You can download them quickly by the commands below. Installing Google Cloud SDK may be needed in advance.
gcloud auth login
# follow messages for authentication
gsutil -m cp -r gs://waymo_open_dataset_v_1_2_0_individual_files/training/ ${HOME}/data/waymotfrecord/
gsutil -m cp -r gs://waymo_open_dataset_v_1_2_0_individual_files/validation/ ${HOME}/data/waymotfrecord/
gsutil -m cp -r gs://waymo_open_dataset_v_1_2_0_individual_files/testing/ ${HOME}/data/waymotfrecord/
The Waymo Open Dataset is large, but for many cases, it's too large. Using its subsets is useful when you would like to:
- do much trial and error before full training.
- evaluate the generalization of your method on the second dataset other than COCO.
This converter supports to extract 1/10 size dataset based on the ones place of frame index (e.g., frames 0, 10, 20, ..., 190).
# convert val
python convert_waymo_to_coco.py \
--tfrecord_dir ${HOME}/data/waymotfrecord/validation/ \
--work_dir ${HOME}/data/waymococo_f0/ \
--image_dirname val2020 \
--image_filename_prefix val \
--label_filename instances_val2020.json \
--add_waymo_info \
--frame_index_ones_place 0
# convert train
python convert_waymo_to_coco.py \
--tfrecord_dir ${HOME}/data/waymotfrecord/training/ \
--work_dir ${HOME}/data/waymococo_f0/ \
--image_dirname train2020 \
--image_filename_prefix train \
--label_filename instances_train2020.json \
--add_waymo_info \
--frame_index_ones_place 0
# convert test
python convert_waymo_to_coco.py \
--tfrecord_dir ${HOME}/data/waymotfrecord/testing/ \
--work_dir ${HOME}/data/waymococo_f0/ \
--image_dirname test2020 \
--image_filename_prefix test \
--label_filename image_info_test2020.json \
--add_waymo_info \
--frame_index_ones_place 0
Full conversion is also available. Please note that a machine with 208-416 GB of CPU memory is needed for full training in the case of MMDetection v2.0.
# convert val
python convert_waymo_to_coco.py \
--tfrecord_dir ${HOME}/data/waymotfrecord/validation/ \
--work_dir ${HOME}/data/waymococo_full/ \
--image_dirname val2020 \
--image_filename_prefix val \
--label_filename instances_val2020.json \
--add_waymo_info
# convert train
python convert_waymo_to_coco.py \
--tfrecord_dir ${HOME}/data/waymotfrecord/training/ \
--work_dir ${HOME}/data/waymococo_full/ \
--image_dirname train2020 \
--image_filename_prefix train \
--label_filename instances_train2020.json \
--add_waymo_info
# convert test
python convert_waymo_to_coco.py \
--tfrecord_dir ${HOME}/data/waymotfrecord/testing/ \
--work_dir ${HOME}/data/waymococo_full/ \
--image_dirname test2020 \
--image_filename_prefix test \
--label_filename image_info_test2020.json \
--add_waymo_info
Please see convert_waymo_to_coco.py.
If you prepared WaymoCOCO f0 and WaymoCOCO full, the directory structure is as follows.
${HOME}/data
├── waymococo_f0
│ ├── annotations
│ ├── test2020
│ ├── train2020
│ └── val2020
└── waymococo_full
├── annotations
├── test2020
├── train2020
└── val2020
Even if you use full training set for training, f0val is sufficient for validation. It is useful to create symlinks for that.

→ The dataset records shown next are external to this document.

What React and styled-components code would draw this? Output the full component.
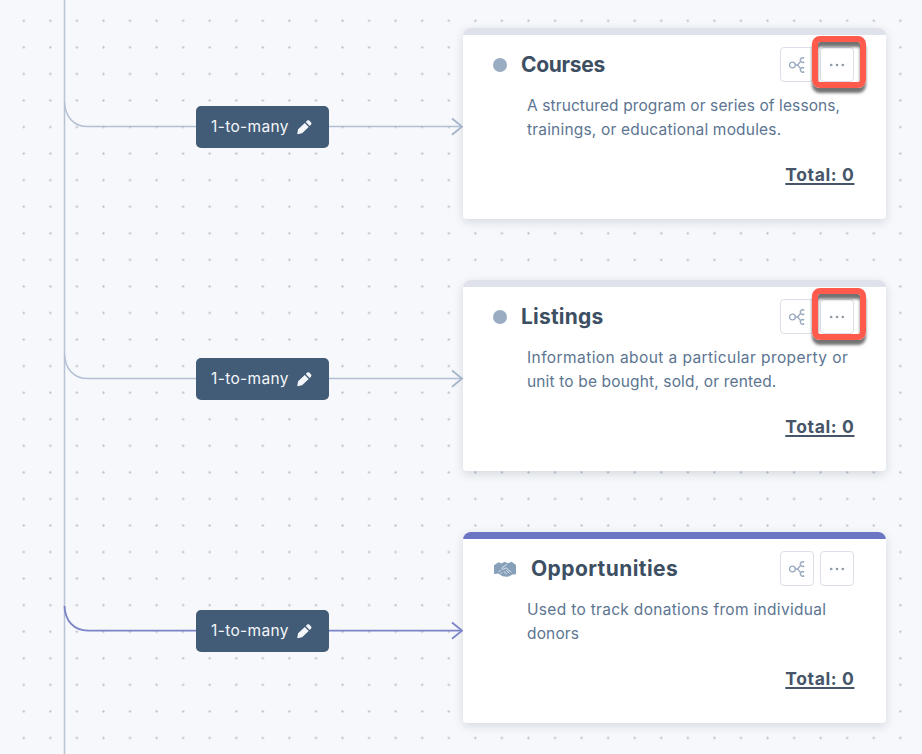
import React from "react";
import styled, { createGlobalStyle } from "styled-components";

const Global = createGlobalStyle`
  * { box-sizing: border-box; }
  body { margin: 0; background: #f6f8fb; }
`;

const Canvas = styled.main`
  width: 922px;
  height: 754px;
  overflow: hidden;
  background-color: #f6f8fb;
  background-image: radial-gradient(circle, #b9bec8 0.7px, rgba(185, 190, 200, 0) 1.5px);
  background-size: 26.57px 26.57px;
  background-position: 10.5px 7.5px;
  font-family: Inter, "Liberation Sans", sans-serif;
`;

const Row = styled.section`
  display: grid;
  grid-template-columns: 463px 423px;
  height: 252px;
`;

const Link = styled.div`
  position: relative;
  display: flex;
  align-items: flex-start;
  padding: 106px 0 0 196px;
`;

const Wire = styled.svg`
  position: absolute;
  inset: 0;
`;

const Pill = styled.button`
  position: relative;
  display: flex;
  align-items: center;
  justify-content: space-between;
  width: 133px;
  height: 42px;
  padding: 0 17px 1px 15px;
  border: 0;
  border-radius: 5px;
  background: #425b76;
  color: #f4f7fa;
  font: 400 15.5px Inter, sans-serif;
  letter-spacing: 0.35px;
  white-space: nowrap;
`;

const Card = styled.article`
  display: flex;
  flex-direction: column;
  height: 191px;
  margin-top: 28px;
  border-radius: 8px 8px 4px 4px;
  background: linear-gradient(${(p) => p.$accent} 7px, #fff 7px);
  box-shadow: 0 3px 10px rgba(45, 62, 80, 0.17);
`;

const Header = styled.header`
  display: flex;
  align-items: center;
  height: 35px;
  margin: 19px 32px 0 30px;
`;

const Dot = styled.span`
  width: 14px;
  height: 14px;
  margin-right: 14px;
  border-radius: 50%;
  background: #99acc2;
`;

const Shake = styled.span`
  display: flex;
  width: 23px;
  margin: 0 14px 0 1px;
`;

const Title = styled.h2`
  flex: 1;
  margin: 0;
  color: #3d4f62;
  font-size: 21px;
  line-height: 35px;
  font-weight: 700;
  letter-spacing: ${(p) => p.$track}px;
`;

const IconButton = styled.button`
  display: flex;
  align-items: center;
  justify-content: center;
  width: 34px;
  height: 35px;
  margin-left: 6px;
  padding: 0;
  border: 1px solid #dcdfe8;
  border-radius: 4px;
  background: #fff;
`;

const More = styled.div`
  position: relative;
`;

const Highlight = styled.span`
  position: absolute;
  left: -2px;
  top: -11px;
  width: 54px;
  height: 52px;
  border: 6px solid #ff5a4c;
  border-radius: 8px;
  box-shadow: 0 5px 3px rgba(0, 0, 0, 0.55), inset 0 5px 3px rgba(0, 0, 0, 0.55);
`;

const Description = styled.p`
  height: 48px;
  margin: 12px 0 0 64px;
  color: #5c7591;
  font-size: 15.5px;
  line-height: 24px;
  white-space: nowrap;
`;

const Line = styled.span`
  display: block;
  letter-spacing: ${(p) => p.$track}px;
`;

const Total = styled.a`
  align-self: flex-end;
  margin: 21px 31.5px 0 0;
  color: #465668;
  font-size: 17.5px;
  line-height: 24px;
  font-weight: 700;
  letter-spacing: 0.62px;
  text-decoration: underline;
  text-decoration-thickness: 2px;
  text-underline-offset: 2px;
`;

const Pencil = () => (
  <svg width="16" height="16" viewBox="0 0 16 16" fill="#f4f7fa">
    <path d="M1.2 15.2l.9-4.9 6.7-6.4 3.9 4-6.6 6.3zM9.8 3l1.5-1.4c.6-.5 1.3-.5 1.9 0l1.9 2c.5.6.5 1.3 0 1.9L13.7 7z" />
  </svg>
);

const Associate = () => (
  <svg width="18" height="18" viewBox="0 0 18 18" fill="none" stroke="#9babc0" strokeWidth="1.4">
    <circle cx="4.4" cy="9" r="2.9" />
    <path d="M7.3 9h2.3M9.6 9l3-3.6M9.6 9l3 3.6" />
    <path d="M16.2 2.4a2.3 2.3 0 1 0 0 3.5M16.2 12.1a2.3 2.3 0 1 0 0 3.5" />
  </svg>
);

const Dots = () => (
  <svg width="16" height="4" viewBox="0 0 16 4" fill="#8e99a8">
    <circle cx="2.2" cy="2" r="1.3" />
    <circle cx="8" cy="2" r="1.3" />
    <circle cx="13.8" cy="2" r="1.3" />
  </svg>
);

const Handshake = () => (
  <svg width="22" height="16" viewBox="0 0 22 16">
    <path d="M0 4.2L4.6 1.2 7.6 2.4 10.4.8 14 2.2 17.6.8 22 4v9.2l-3.4.2-2 1.2-1.8.9-2.2.3-4-.6-4.4-2.6L0 13z" fill="#86a0b9" />
    <path d="M12.8 3.4L8.2 6.6c-.9.8.1 2 1.3 1.5l2.6-1.3 5.2 4.6M12.2 9.3l3 2.8M10 10.6l2.8 2.6M4.6 11l2.2-2.2M6.6 12.8l2-2" fill="none" stroke="#e6edf4" strokeWidth=".9" />
  </svg>
);

const Edge = ({ color, arrow, weight }) => (
  <Wire width="463" height="252" fill="none">
    <path d="M64.5 0V252" stroke="#b9c3d6" strokeWidth="1.5" />
    <path d="M64.5 102C65 117 74 126.6 88 126.6H461" stroke={color} strokeWidth={weight} />
    <path d="M452 118.5l10 8.1-10 8.1" stroke={arrow} strokeWidth="1.8" />
  </Wire>
);

const items = [
  {
    title: "Courses", track: -0.3,
    lines: [["A structured program or series of lessons,", 0.1], ["trainings, or educational modules.", 0.19]],
    highlighted: true,
  },
  {
    title: "Listings", track: 0.2,
    lines: [["Information about a particular property or", 0.42], ["unit to be bought, sold, or rented.", 0.15]],
    highlighted: true,
  },
  {
    title: "Opportunities", track: 0.42,
    lines: [["Used to track donations from individual", 0.31], ["donors", 0.15]],
    active: true,
  },
];

export default function App() {
  return (
    <>
      <Global />
      <Canvas>
        {items.map((item) => (
          <Row key={item.title}>
            <Link>
              <Edge
                color={item.active ? "#7c84c8" : "#b3bfd3"}
                arrow={item.active ? "#7c84c8" : "#a5b4cb"}
                weight={item.active ? 1.9 : 1.5}
              />
              <Pill>1-to-many<Pencil /></Pill>
            </Link>
            <Card $accent={item.active ? "#6c75c4" : "#dfe1eb"}>
              <Header>
                {item.active ? <Shake><Handshake /></Shake> : <Dot />}
                <Title $track={item.track}>{item.title}</Title>
                <IconButton aria-label="Associations"><Associate /></IconButton>
                <More>
                  <IconButton aria-label="More"><Dots /></IconButton>
                  {item.highlighted && <Highlight />}
                </More>
              </Header>
              <Description>
                {item.lines.map(([text, track]) => <Line key={text} $track={track}>{text}</Line>)}
              </Description>
              <Total>Total: 0</Total>
            </Card>
          </Row>
        ))}
      </Canvas>
    </>
  );
}
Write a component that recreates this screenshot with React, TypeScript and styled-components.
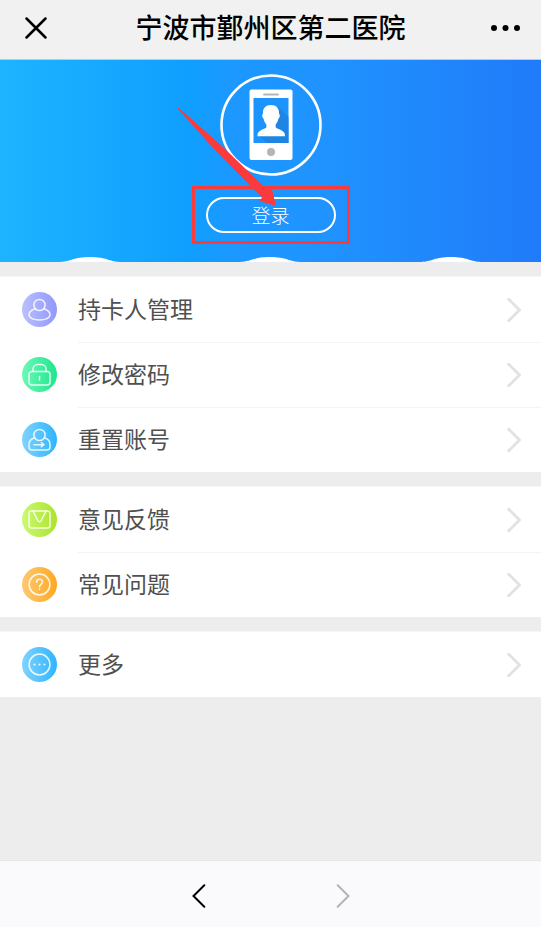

mkdir -p ${HOME}/data/waymococo/annotations
ln -s ${HOME}/data/waymococo_full/annotations/image_info_test2020.json ${HOME}/data/waymococo/annotations/image_info_test2020.json
ln -s ${HOME}/data/waymococo_full/annotations/instances_train2020.json ${HOME}/data/waymococo/annotations/instances_train2020.json
ln -s ${HOME}/data/waymococo_f0/annotations/instances_val2020.json ${HOME}/data/waymococo/annotations/instances_val2020.json
ln -s ${HOME}/data/waymococo_full/test2020 ${HOME}/data/waymococo/test2020
ln -s ${HOME}/data/waymococo_full/train2020 ${HOME}/data/waymococo/train2020
ln -s ${HOME}/data/waymococo_f0/val2020 ${HOME}/data/waymococo/val2020
If you use mmdetection, it is recommended to create symlinks in your mmdetection directory.
ln -s ${HOME}/data/waymococo_f0 ${MMDET_DIR}/data/waymococo_f0
ln -s ${HOME}/data/waymococo_full ${MMDET_DIR}/data/waymococo_full
ln -s ${HOME}/data/waymococo ${MMDET_DIR}/data/waymococo
# or simply
ln -s ${HOME}/data ${MMDET_DIR}/data
The files in waymo_open_dataset directory are borrowed from the official code to mitigate dependency. The official code and Waymo-Dataset-Tool (converter for KITTI format) were referred to write this converter.